Investing means putting that money into financial assets —investment funds, index funds, shares or bonds— with the expectation that it will grow. Over the long term, global equities have historically delivered average returns above typical mortgage rates, and compound interest amplifies that effect the longer your horizon.
- Pros: potential returns above the cost of your debt, liquidity for emergencies and diversification of your wealth.
- Cons: returns are not assured, there will be downturns along the way, and capital gains are taxed when you sell under the Spanish savings tax base (from 19% to 30% in brackets).
Pay off the mortgage or invest? The key comparison
The basic rule: compare your mortgage interest rate with the expected return on your investment after taxes and fees. Early repayment "earns" you exactly what your debt costs you: if you pay 3%, every euro you repay saves you a certain 3% a year. For investing to be worthwhile, you need a clearly higher expectation, because you take on risk and because the tax authority keeps part of the gain.
With a cheap fixed-rate mortgage (1%–2%), the bar is low and long-term investing usually has the mathematical edge.
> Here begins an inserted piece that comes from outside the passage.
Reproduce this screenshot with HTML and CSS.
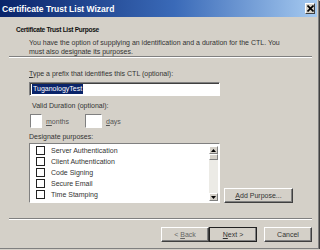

With an expensive variable-rate one, the bar rises: if the Euribor pushes your payment above 4%, early repayment becomes a risk-free alternative that is very hard to beat.
An example in euros: what do I do with an extra €20,000?
Imagine you have €100,000 left on a fixed-rate mortgage at 3% with 15 years to go. The monthly payment is around €690 and, if you do nothing, you will pay approx. €24,300 in interest. You have €20,000 saved (on top of your emergency fund) and two options:
- Option A — Repay €20,000 early and keep the same payment: the term drops from 180 to around 137 months. You finish about three and a half years earlier and save approx. €9,700 in interest, a certain saving from day one.
- Option B — Invest €20,000 for 15 years: with an average annual return of 5% (a reasonable assumption for a diversified portfolio, never a promise), you would accumulate approx. €41,600. The gross gain would be around €21,600; after tax under the Spanish savings tax base (19%–30% depending on your bracket), you would keep approx. €15,100 to €17,500 net.
| Criterion | Repay €20,000 | Invest €20,000 |
|---|---|---|
| Approx. result over 15 years | +€9,700 in interest saved | +€15,100 to +€17,500 net (at 5% a year, not assured) |
| Certainty | Total: the saving is certain | None: it depends on the market |
| Liquidity | None: the money stays in your home | High: you can sell within days |
| Taxes | The interest saved is not taxed | Capital gains are taxed when you sell (19%–30%) |
| Risk | Very low | Volatility and possible temporary losses |
The honest conclusion: investing has a higher expected result, but with uncertainty; early repayment offers less, but with certainty. That is why your profile weighs as much as the math.
Other factors that tip the balance
Your emergency fund comes first
Before repaying or investing, make sure you have 6 to 12 months of expenses covered in liquid, low-risk instruments. If you are unsure where to park it, compare options in our guide on interest-bearing accounts vs money market funds. Repaying your mortgage with your safety cushion is a mistake: that money will not come back if you need it.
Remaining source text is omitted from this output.